I’m all for recognizing and remembering the work of feminists who have gone before. I am all for celebrating the achievements of women who have been activists before myself and the generation of Third Wavers, to which I belong. I wouldn’t for a second want to undermine the hard work, and struggle that those women put in, or the things they achieved.

But in the same way that I wouldn’t be rude to Gloria Steinem for being older than me, or for having been part of the movement at a time that has a different political consciousness to the consciousness it has now, I don’t expect to have ‘Senior Feminists’ being rude to me because I’m only 25, or because I was married, or because I’m a mother, or because I like the idea of getting married again and taking his name. My feminism is not the same as anyone else’s feminism, but I do share with everyone from the most radical to the most liberal, a recognition that women are treated as second class citizens in this world, that this state of affairs is entirely wrong and I work alongside other women and pro feminist men, to put an end to that, just the same as every other feminist out there, regardless of hir age, gender, class, colour, orientation of religious beliefs.

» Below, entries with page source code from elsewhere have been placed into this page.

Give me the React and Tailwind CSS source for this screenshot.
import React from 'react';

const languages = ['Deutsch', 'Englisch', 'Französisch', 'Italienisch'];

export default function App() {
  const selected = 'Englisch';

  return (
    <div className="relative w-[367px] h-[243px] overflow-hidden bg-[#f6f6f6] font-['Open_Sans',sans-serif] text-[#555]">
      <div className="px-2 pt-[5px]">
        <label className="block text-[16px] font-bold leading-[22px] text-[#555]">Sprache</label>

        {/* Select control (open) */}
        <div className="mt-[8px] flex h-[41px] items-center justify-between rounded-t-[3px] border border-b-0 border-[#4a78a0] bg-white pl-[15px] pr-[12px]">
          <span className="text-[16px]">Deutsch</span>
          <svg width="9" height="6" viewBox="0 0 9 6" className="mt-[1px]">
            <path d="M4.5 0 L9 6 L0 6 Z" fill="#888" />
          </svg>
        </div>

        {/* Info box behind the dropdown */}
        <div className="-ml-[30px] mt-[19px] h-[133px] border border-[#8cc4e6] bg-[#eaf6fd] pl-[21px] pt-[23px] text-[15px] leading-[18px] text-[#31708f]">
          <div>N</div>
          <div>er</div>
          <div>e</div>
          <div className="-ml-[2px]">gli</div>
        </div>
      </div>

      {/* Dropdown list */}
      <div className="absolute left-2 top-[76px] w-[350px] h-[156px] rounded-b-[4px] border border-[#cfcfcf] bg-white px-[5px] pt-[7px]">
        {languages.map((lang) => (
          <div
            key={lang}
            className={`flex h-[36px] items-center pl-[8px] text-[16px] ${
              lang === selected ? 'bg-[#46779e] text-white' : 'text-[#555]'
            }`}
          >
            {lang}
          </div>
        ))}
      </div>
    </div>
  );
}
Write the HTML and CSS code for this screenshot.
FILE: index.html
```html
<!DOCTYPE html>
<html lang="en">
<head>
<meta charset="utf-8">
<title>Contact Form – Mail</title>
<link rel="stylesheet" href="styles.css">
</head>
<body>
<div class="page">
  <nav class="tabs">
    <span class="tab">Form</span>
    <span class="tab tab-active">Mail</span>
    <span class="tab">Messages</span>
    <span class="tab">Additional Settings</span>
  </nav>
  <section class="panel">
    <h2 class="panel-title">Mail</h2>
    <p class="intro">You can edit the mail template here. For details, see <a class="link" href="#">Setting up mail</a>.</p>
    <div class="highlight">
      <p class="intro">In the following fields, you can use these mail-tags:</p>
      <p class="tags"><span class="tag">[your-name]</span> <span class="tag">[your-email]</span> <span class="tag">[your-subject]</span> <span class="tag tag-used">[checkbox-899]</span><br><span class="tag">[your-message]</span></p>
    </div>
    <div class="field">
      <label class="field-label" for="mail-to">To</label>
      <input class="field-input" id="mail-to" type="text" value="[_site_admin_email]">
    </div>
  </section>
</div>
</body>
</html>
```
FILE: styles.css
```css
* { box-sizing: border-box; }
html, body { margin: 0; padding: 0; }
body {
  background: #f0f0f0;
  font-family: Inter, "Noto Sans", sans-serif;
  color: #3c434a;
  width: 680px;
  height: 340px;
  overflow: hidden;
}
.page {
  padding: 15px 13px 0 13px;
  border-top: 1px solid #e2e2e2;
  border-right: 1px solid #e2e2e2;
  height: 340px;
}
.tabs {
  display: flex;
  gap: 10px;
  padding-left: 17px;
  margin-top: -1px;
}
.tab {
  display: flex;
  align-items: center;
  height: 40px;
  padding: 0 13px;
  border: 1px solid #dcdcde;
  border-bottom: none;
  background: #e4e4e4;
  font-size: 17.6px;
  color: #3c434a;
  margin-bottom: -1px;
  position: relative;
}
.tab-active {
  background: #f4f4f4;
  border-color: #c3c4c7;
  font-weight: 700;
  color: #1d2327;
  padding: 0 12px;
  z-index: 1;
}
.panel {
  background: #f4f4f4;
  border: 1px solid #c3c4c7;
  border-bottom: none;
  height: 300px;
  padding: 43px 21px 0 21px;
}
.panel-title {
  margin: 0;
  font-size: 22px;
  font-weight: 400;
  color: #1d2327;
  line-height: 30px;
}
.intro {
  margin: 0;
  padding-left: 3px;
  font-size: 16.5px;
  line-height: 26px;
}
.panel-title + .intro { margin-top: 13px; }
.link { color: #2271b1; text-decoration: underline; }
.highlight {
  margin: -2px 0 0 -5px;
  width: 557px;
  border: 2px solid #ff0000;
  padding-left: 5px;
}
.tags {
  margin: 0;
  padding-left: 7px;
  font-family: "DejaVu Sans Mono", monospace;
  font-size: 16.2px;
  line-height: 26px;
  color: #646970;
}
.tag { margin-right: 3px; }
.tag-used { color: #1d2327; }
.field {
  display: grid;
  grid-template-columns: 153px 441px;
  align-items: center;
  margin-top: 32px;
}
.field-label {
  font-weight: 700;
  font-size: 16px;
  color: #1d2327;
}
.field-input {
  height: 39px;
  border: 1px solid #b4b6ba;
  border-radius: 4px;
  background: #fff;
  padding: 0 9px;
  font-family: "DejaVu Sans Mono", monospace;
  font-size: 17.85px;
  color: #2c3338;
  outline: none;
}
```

Regardless, of the fact that I am a fellow feminist and activist, I am also a human being, as is every other young/third wave feminist and we don’t deserve to be patronised or spoken down to just because we aren’t second wavers, and we weren’t at Greenham Common/ Vietnam Peace Marches/ The Original Reclaim the Night Marches.

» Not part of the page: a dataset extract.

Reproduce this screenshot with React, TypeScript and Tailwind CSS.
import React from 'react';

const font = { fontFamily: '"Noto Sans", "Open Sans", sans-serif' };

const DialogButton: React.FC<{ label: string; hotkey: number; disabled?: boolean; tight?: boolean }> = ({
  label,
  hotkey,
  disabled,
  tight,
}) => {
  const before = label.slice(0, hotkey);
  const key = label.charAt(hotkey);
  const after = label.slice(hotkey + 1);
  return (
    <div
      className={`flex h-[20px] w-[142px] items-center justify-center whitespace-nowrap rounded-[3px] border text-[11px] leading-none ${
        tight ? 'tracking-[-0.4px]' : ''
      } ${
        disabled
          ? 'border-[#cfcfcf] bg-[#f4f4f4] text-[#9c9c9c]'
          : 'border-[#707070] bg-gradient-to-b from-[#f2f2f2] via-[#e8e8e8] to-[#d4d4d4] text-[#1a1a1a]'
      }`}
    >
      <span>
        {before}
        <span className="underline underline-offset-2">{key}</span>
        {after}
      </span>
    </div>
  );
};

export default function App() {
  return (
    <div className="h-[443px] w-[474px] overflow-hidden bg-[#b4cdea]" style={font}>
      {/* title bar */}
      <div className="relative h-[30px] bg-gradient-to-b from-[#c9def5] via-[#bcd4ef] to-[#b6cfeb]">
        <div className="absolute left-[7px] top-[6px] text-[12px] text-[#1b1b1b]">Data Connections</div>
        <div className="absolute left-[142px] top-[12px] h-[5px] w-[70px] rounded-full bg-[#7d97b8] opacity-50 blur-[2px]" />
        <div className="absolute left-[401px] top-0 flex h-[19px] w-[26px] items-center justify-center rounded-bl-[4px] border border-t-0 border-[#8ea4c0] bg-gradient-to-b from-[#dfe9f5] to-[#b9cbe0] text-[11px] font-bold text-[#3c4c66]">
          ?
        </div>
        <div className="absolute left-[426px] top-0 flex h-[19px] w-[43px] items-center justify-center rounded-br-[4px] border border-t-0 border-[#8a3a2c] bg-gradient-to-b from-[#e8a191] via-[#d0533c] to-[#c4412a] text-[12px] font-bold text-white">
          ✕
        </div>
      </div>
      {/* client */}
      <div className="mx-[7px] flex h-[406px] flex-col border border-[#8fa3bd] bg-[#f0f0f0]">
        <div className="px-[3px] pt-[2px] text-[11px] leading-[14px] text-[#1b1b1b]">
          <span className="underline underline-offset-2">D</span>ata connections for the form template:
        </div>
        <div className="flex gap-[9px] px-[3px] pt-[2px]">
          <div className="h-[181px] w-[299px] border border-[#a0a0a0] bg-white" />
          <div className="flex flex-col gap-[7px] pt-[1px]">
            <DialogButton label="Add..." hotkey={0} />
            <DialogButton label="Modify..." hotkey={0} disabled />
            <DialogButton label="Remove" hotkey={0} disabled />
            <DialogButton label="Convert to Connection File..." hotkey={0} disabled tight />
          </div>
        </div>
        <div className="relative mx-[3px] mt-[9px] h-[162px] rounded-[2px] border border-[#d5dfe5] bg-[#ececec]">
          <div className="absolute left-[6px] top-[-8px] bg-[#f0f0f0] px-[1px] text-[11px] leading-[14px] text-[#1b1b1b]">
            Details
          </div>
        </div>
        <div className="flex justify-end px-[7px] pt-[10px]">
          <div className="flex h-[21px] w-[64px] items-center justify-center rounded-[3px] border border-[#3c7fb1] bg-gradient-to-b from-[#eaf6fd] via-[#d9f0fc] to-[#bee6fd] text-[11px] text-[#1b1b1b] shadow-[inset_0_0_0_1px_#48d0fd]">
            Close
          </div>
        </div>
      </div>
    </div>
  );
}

Bearing that in mind, I exhort, every Second Wave or ‘older’ feminist to think before she chastises a younger feminist for having a Pro Girlie attitude, or for being young, or getting married, or for choosing to change her name in an informed and thoughtful way. I ask Second Wavers to recognise that as technology and the world has moved forward and amalgamated new cultural expressions, so has the feminist movement. Women who are Third Wave activists will have a totally different cultural and political consciousness and experience to Second Wave activists. It doesn’t make us wrong, it makes us products of our time and experiences.

I would finally salute the women who have marched before us, who made zines, and boycotted goods, who held consciousness raising groups, who fought for a women’s right to choose, for us to not be raped or beaten by our husbands or partners and have it condoned in law. I recognise and celebrate your achievements. All I ask, is that you have the courtesy to do the same for us.